Economy USA

Fight for Warner Bros. Discovery Collides With Trump-Era Approval, Antitrust and National Security Fears

Fight for Warner Bros. Discovery Collides With Trump-Era Approval, Antitrust and National Security Fears
Paramount and Warner Bros logos are seen in this illustration taken December 8, 2025 (Reuters / Dado Ruvic / Illustration / File Photo)
  • Published December 12, 2025

ABC News, New York Post, and Reuters contributed to this report.

The battle to buy Warner Bros. Discovery has turned into a full-blown drama — and not just in Hollywood.

Within days of Netflix announcing a deal to acquire WBD’s film and streaming divisions, Paramount Skydance crashed the party with a hostile $108 billion bid for the entire company, including cable networks like CNN. Now, any winner will have to clear a messy gauntlet of Trump administration regulators, antitrust scrutiny and national security questions.

Netflix’s $83 billion offer would scoop up HBO Max and the Warner Bros. studio but leave out the cable channels. Paramount’s richer $108 billion hostile bid aims to buy everything, making its case as a way to build a fourth major global streaming rival to Netflix, Amazon and Disney.

But neither path is simple.

Any acquisition would likely face an antitrust review under the Clayton Act, which bars mergers that may “substantially lessen competition” or create a monopoly. That review would look at things like:

  • Market share in streaming;
  • Effects on subscription prices;
  • Impact on creators who sell content;
  • Leverage over movie theaters and other distributors.

“It’s not just about higher prices,” said University of Tennessee law professor Maurice Stucke. “It could mean less content, less choice, less innovation and lower quality.”

For Netflix, regulators would worry about concentration in streaming: it already dominates, and folding in HBO Max could give it as much as 60% of global streaming app usage by some measures. That raises questions about whether it could squeeze consumers or content creators.

Paramount, by contrast, has a much smaller streaming base but already owns Paramount Pictures. Merging two major studios could reduce competition for movies and shows, potentially pushing down what creators and talent get paid.

“This will take away one of those options,” Vanderbilt law professor Rebecca Allensworth said of creators who now can shop projects to both studios.
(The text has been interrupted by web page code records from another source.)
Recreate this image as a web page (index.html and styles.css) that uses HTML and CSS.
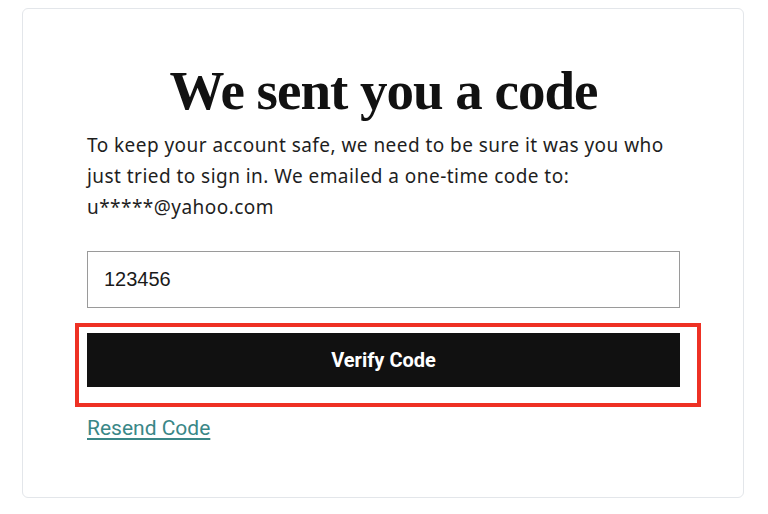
FILE: index.html
```html
<!DOCTYPE html>
<html>
<head>
<meta charset="utf-8">
<link rel="stylesheet" href="styles.css">
</head>
<body>
<div class="page">
  <div class="card">
    <h1 class="title">We sent you a code</h1>
    <p class="desc">To keep your account safe, we need to be sure it was you who just tried to sign in. We emailed a one-time code to: u*****@yahoo.com</p>
    <div class="field">123456</div>
    <div class="highlight">
      <button class="verify">Verify Code</button>
    </div>
    <a class="resend" href="#">Resend Code</a>
  </div>
</div>
</body>
</html>
```

FILE: styles.css
```css
html, body {
  margin: 0;
  padding: 0;
  background: #ffffff;
}
.page {
  width: 768px;
  height: 514px;
  padding: 8px 24px 16px 22px;
  box-sizing: border-box;
}
.card {
  box-sizing: border-box;
  width: 722px;
  height: 490px;
  border: 1.5px solid #e3e6ea;
  border-radius: 6px;
  padding: 0 63px 0 64px;
  display: flex;
  flex-direction: column;
}
.title {
  margin: 52px 0 0 0;
  font-family: "Liberation Serif", serif;
  font-weight: 700;
  font-size: 55px;
  line-height: 60px;
  letter-spacing: -1px;
  text-align: center;
  color: #111111;
}
.desc {
  margin: 9px 0 0 0;
  font-family: "Noto Sans", sans-serif;
  font-size: 19px;
  letter-spacing: 0.45px;
  line-height: 31px;
  color: #1e1e1e;
  width: 592px;
}
.field {
  margin-top: 28px;
  height: 57px;
  box-sizing: border-box;
  border: 1.5px solid #9a9a9a;
  padding: 0 16px;
  display: flex;
  align-items: center;
  font-family: "Liberation Sans", sans-serif;
  font-size: 20px;
  color: #1a1a1a;
}
.highlight {
  margin: 15px -21px 0 -12px;
  border: 4px solid #ee3124;
  padding: 6px 17px 16px 8px;
}
.verify {
  display: block;
  width: 100%;
  height: 54px;
  border: none;
  background: #111111;
  color: #ffffff;
  font-family: Roboto, "Liberation Sans", sans-serif;
  font-weight: 700;
  font-size: 20px;
}
.resend {
  margin-top: 9px;
  align-self: flex-start;
  font-family: Roboto, "Liberation Sans", sans-serif;
  font-size: 21px;
  color: #3a8787;
  text-decoration: underline;
  text-underline-offset: 3px;
}
```
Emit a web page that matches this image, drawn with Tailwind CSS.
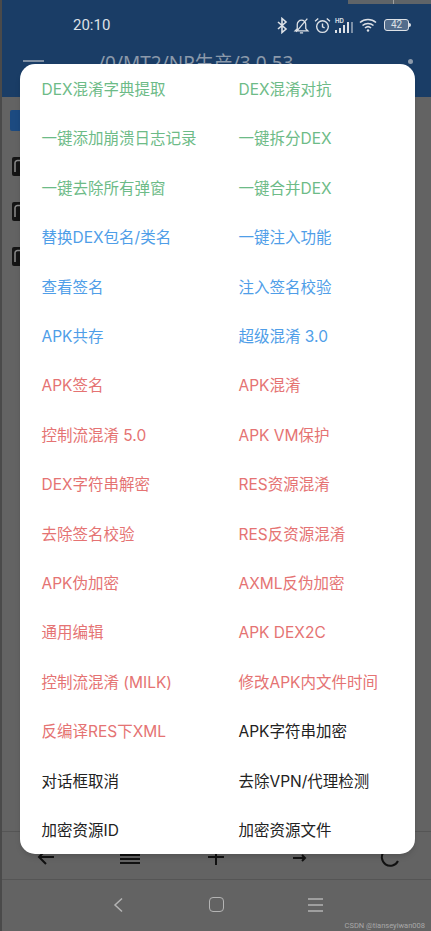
<!DOCTYPE html>
<html lang="zh">
<head>
  <meta charset="UTF-8" />
  <meta name="viewport" content="width=device-width, initial-scale=1.0"/>
  <title>MT2</title>
  <script src="https://cdn.jsdelivr.net/npm/@tailwindcss/browser@4"></script>
</head>
<body class="bg-[#636363] font-['Inter','Noto_Sans_CJK_SC',sans-serif]">
<div class="relative w-[431px] h-[931px] overflow-hidden flex flex-col border-l-2 border-[#4a4a4a]">

  <!-- Strip of the window behind, top right -->
  <div class="absolute top-0 right-0 w-[83px] h-[4px] bg-[#5f6468]">
    <div class="w-[1px] h-full ml-[45px] bg-[#a0a0a0]"></div>
  </div>

  <!-- App bar with status bar -->
  <header class="h-[97px] bg-[#1a3d66] shrink-0 flex flex-col">
    <div class="h-[50px] flex items-center pl-[71px] pr-[20px] justify-between text-[#dde1e6]">
      <span class="text-[15px] font-['Roboto']">20:10</span>
      <div class="flex items-center gap-[4px]">
        <!-- bluetooth -->
        <svg class="w-[14px] h-[17px]" viewBox="0 0 14 16" fill="none" stroke="currentColor" stroke-width="1.6"><path d="M3 4.5l8 7-4 3.5V1l4 3.5-8 7"/></svg>
        <!-- muted bell -->
        <svg class="w-[17px] h-[17px]" viewBox="0 0 16 16" fill="none" stroke="currentColor" stroke-width="1.2"><path d="M2 13h12l-2-2V7a4 4 0 0 0-8 0v4zM6.5 15h3M13.5 1.5L3 14"/></svg>
        <!-- alarm -->
        <svg class="w-[17px] h-[17px]" viewBox="0 0 16 16" fill="none" stroke="currentColor" stroke-width="1.3"><circle cx="8" cy="9" r="5.5"/><path d="M8 6v3.2l2 1M1 4l3-2.5M15 4l-3-2.5"/></svg>
        <!-- signal -->
        <div class="relative w-[20px] h-[15px] flex items-end gap-[2px]">
          <span class="absolute -top-[1px] left-0 text-[6px] leading-[7px] font-bold">HD</span>
          <span class="w-[2px] h-[3px] bg-current"></span>
          <span class="w-[2px] h-[5px] bg-current"></span>
          <span class="w-[2px] h-[8px] bg-current"></span>
          <span class="w-[2px] h-[11px] bg-current"></span>
          <span class="w-[2px] h-[11px] bg-current opacity-50"></span>
        </div>
        <!-- wifi -->
        <svg class="w-[18px] h-[14px]" viewBox="0 0 18 14" fill="none" stroke="currentColor" stroke-width="1.6"><path d="M1 4.5a12 12 0 0 1 16 0M3.5 7.5a8.5 8.5 0 0 1 11 0M6 10a4.5 4.5 0 0 1 6 0"/><circle cx="9" cy="12.5" r="1.2" fill="currentColor" stroke="none"/></svg>
        <!-- battery -->
        <div class="flex items-center ml-[3px]">
          <div class="w-[25px] h-[12px] border border-current rounded-[3px] flex items-center justify-center text-[10px] leading-none font-['Roboto'] bg-white/25">42</div>
          <span class="w-[2px] h-[4px] bg-current rounded-r-sm"></span>
        </div>
      </div>
    </div>
    <div class="flex items-start pl-[21px] pr-[18px]">
      <div class="w-[21px] mt-[10px] h-[2px] bg-[#7f8fa3]"></div>
      <span class="ml-[54px] text-[19px] leading-[26px] font-['Noto_Sans','Noto_Sans_CJK_SC'] text-[#8b99aa] whitespace-nowrap">/0/MT2/NP生产/3.0.53</span>
      <div class="ml-auto mt-[9px] w-[5px] h-[5px] rounded-full bg-[#8b99aa]"></div>
    </div>
  </header>

  <!-- File list behind dialog -->
  <main class="flex-1 pt-[13px] pl-[8px]">
    <div class="w-[12px] h-[21px] bg-[#1c4a80] rounded-[2px]"></div>
    <div class="mt-[26px] ml-[2px] flex flex-col gap-[26px]">
      <svg class="w-[10px] h-[19px]" viewBox="0 0 10 19"><rect x="0" width="14" height="19" rx="2" fill="#141414"/><path d="M3 15V6a2.5 2.5 0 0 1 2.5-2.5H10" fill="none" stroke="#8a8a8a" stroke-width="1.5"/></svg>
      <svg class="w-[10px] h-[19px]" viewBox="0 0 10 19"><rect x="0" width="14" height="19" rx="2" fill="#141414"/><path d="M3 15V6a2.5 2.5 0 0 1 2.5-2.5H10" fill="none" stroke="#8a8a8a" stroke-width="1.5"/></svg>
      <svg class="w-[10px] h-[19px]" viewBox="0 0 10 19"><rect x="0" width="14" height="19" rx="2" fill="#141414"/><path d="M3 15V6a2.5 2.5 0 0 1 2.5-2.5H10" fill="none" stroke="#8a8a8a" stroke-width="1.5"/></svg>
    </div>
  </main>

  <!-- Bottom toolbar -->
  <div class="h-[49px] shrink-0 border-y border-[#555] flex items-center justify-between pl-[35px] pr-[31px] pt-[3px] text-[#111]">
    <svg class="w-[17px] h-[20px]" viewBox="0 0 17 20" fill="none" stroke="currentColor" stroke-width="2"><path d="M17 10H2M9 3l-7 7 7 7"/></svg>
    <svg class="w-[20px] h-[20px]" viewBox="0 0 20 20" fill="none" stroke="currentColor" stroke-width="2"><path d="M0 8h20M0 12h20M0 16h20"/></svg>
    <svg class="w-[20px] h-[20px]" viewBox="0 0 20 20" fill="none" stroke="currentColor" stroke-width="2"><path d="M2 10h16M10 2v16"/></svg>
    <svg class="w-[22px] h-[20px]" viewBox="0 0 22 20" fill="none" stroke="currentColor" stroke-width="2"><path d="M1 11h12M10 8l3 3-3 3M14 5l7-5"/></svg>
    <svg class="w-[20px] h-[20px]" viewBox="0 0 20 20" fill="none" stroke="currentColor" stroke-width="2"><path d="M17 5a8.5 8.5 0 1 0 1 9"/></svg>
  </div>

  <!-- Nav bar -->
  <nav class="relative h-[51px] shrink-0 flex items-center justify-center gap-[84px] pl-[1px] pb-[2px] text-[#b4b4b4]">
    <svg class="w-[14px] h-[16px]" viewBox="0 0 14 16" fill="none" stroke="currentColor" stroke-width="1.5"><path d="M11 1.5L4 8l7 6.5"/></svg>
    <div class="w-[15px] h-[15px] border-[1.5px] border-current rounded-[4px]"></div>
    <svg class="w-[15px] h-[16px]" viewBox="0 0 15 16" fill="none" stroke="currentColor" stroke-width="1.5"><path d="M0 2h15M0 8h15M0 14h15"/></svg>
    <span class="absolute right-[6px] bottom-0 text-[7.5px] leading-[10px] font-['Roboto'] text-[#a8a8a8]">CSDN @tianseyiwan008</span>
  </nav>

  <!-- Dialog -->
  <div class="absolute left-[17.5px] top-[64px] w-[395px] h-[790px] bg-white rounded-[15px] shadow-md pl-[22px] pt-[1px] grid grid-cols-[197px_1fr] auto-rows-[49.4px] items-center text-[15.5px] whitespace-nowrap">
    <span class="text-[#6dbb87]">DEX混淆字典提取</span>
    <span class="text-[#6dbb87]">DEX混淆对抗</span>
    <span class="text-[#6dbb87]">一键添加崩溃日志记录</span>
    <span class="text-[#6dbb87]">一键拆分DEX</span>
    <span class="text-[#6dbb87]">一键去除所有弹窗</span>
    <span class="text-[#6dbb87]">一键合并DEX</span>
    <span class="text-[#4f9ee8]">替换DEX包名/类名</span>
    <span class="text-[#4f9ee8]">一键注入功能</span>
    <span class="text-[#4f9ee8]">查看签名</span>
    <span class="text-[#4f9ee8]">注入签名校验</span>
    <span class="text-[#4f9ee8]">APK共存</span>
    <span class="text-[#4f9ee8]">超级混淆 3.0</span>
    <span class="text-[#e57373]">APK签名</span>
    <span class="text-[#e57373]">APK混淆</span>
    <span class="text-[#e57373]">控制流混淆 5.0</span>
    <span class="text-[#e57373]">APK VM保护</span>
    <span class="text-[#e57373]">DEX字符串解密</span>
    <span class="text-[#e57373]">RES资源混淆</span>
    <span class="text-[#e57373]">去除签名校验</span>
    <span class="text-[#e57373]">RES反资源混淆</span>
    <span class="text-[#e57373]">APK伪加密</span>
    <span class="text-[#e57373]">AXML反伪加密</span>
    <span class="text-[#e57373]">通用编辑</span>
    <span class="text-[#e57373]">APK DEX2C</span>
    <span class="text-[#e57373]">控制流混淆 (MILK)</span>
    <span class="text-[#e57373]">修改APK内文件时间</span>
    <span class="text-[#e57373]">反编译RES下XML</span>
    <span class="text-[#222]">APK字符串加密</span>
    <span class="text-[#222]">对话框取消</span>
    <span class="text-[#222]">去除VPN/代理检测</span>
    <span class="text-[#222]">加密资源ID</span>
    <span class="text-[#222]">加密资源文件</span>
  </div>
</div>
</body>
</html>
Under normal circumstances, the DOJ or FTC would lead the review, possibly forcing the buyer to spin off assets or accept conditions. If talks fail, the government could sue to block the merger.

But these aren’t normal circumstances.

President Donald Trump has already said he’ll “be involved” in evaluating a Warner Bros. deal — an unusual level of presidential meddling in what’s typically an arm’s-length process. Trump has long feuded with CNN, and experts say the administration could use antitrust leverage to chase unrelated goals, like shaping media coverage or extracting concessions.

“With antitrust, there’s a lot of discretion,” Stucke said. “It’s not as clear-cut as a speeding ticket.”

That makes any outcome highly unpredictable. A buyer could end up with a consent decree that includes both competitive and non-competitive conditions — especially if, as Allensworth notes, the White House is willing to “make problems go away” in exchange for terms it likes.

Complicating things further: who’s backing Paramount’s bid.

Democratic Reps. Sam Liccardo and Ayanna Pressley have warned they’ll move to undo any Paramount Skydance takeover, blasting the deal’s financial backing from Saudi Arabia’s Public Investment Fund, Qatari and UAE sovereign wealth funds, and Jared Kushner’s Affinity Partners as a national security risk.

They’ve urged WBD’s board and Treasury Secretary Scott Bessent to consider how foreign state-linked investors might influence:

  • Editorial decisions at outlets like CNN;
  • Content moderation and distribution priorities;
  • Handling of Americans’ private data.

“Even absent overt control,” they wrote, such influence can still be dangerous when foreign governments’ interests diverge from those of the US.

Paramount is trying to cool those fears, saying those investors will hold non-voting equity only and forgo board seats or governance rights. It also aims to structure the deal to avoid a full review by CFIUS, the committee that vets foreign-linked deals for security risks.

Lawmakers from both parties have raised flags about a WBD sale to either Netflix or Paramount, mostly on antitrust grounds.

Outside the US, European media players are watching closely. MFE-MediaForEurope CEO Pier Silvio Berlusconi even said he’d prefer Paramount as the buyer, arguing a combined Paramount–WBD would create a stronger competitor to US streaming giants rather than make the field even more lopsided.

For now, everything hangs in limbo: court challenges, consent decrees, forced divestitures, or outright rejection are all on the table. As antitrust expert Sam Weinstein put it, there’s a big difference between a clean merger under the guidelines and one where political favor — and who’s willing to cut what deal — might decide the ending.

“If you can win favor of the administration by making promises,” he said, “that makes the deal unpredictable.”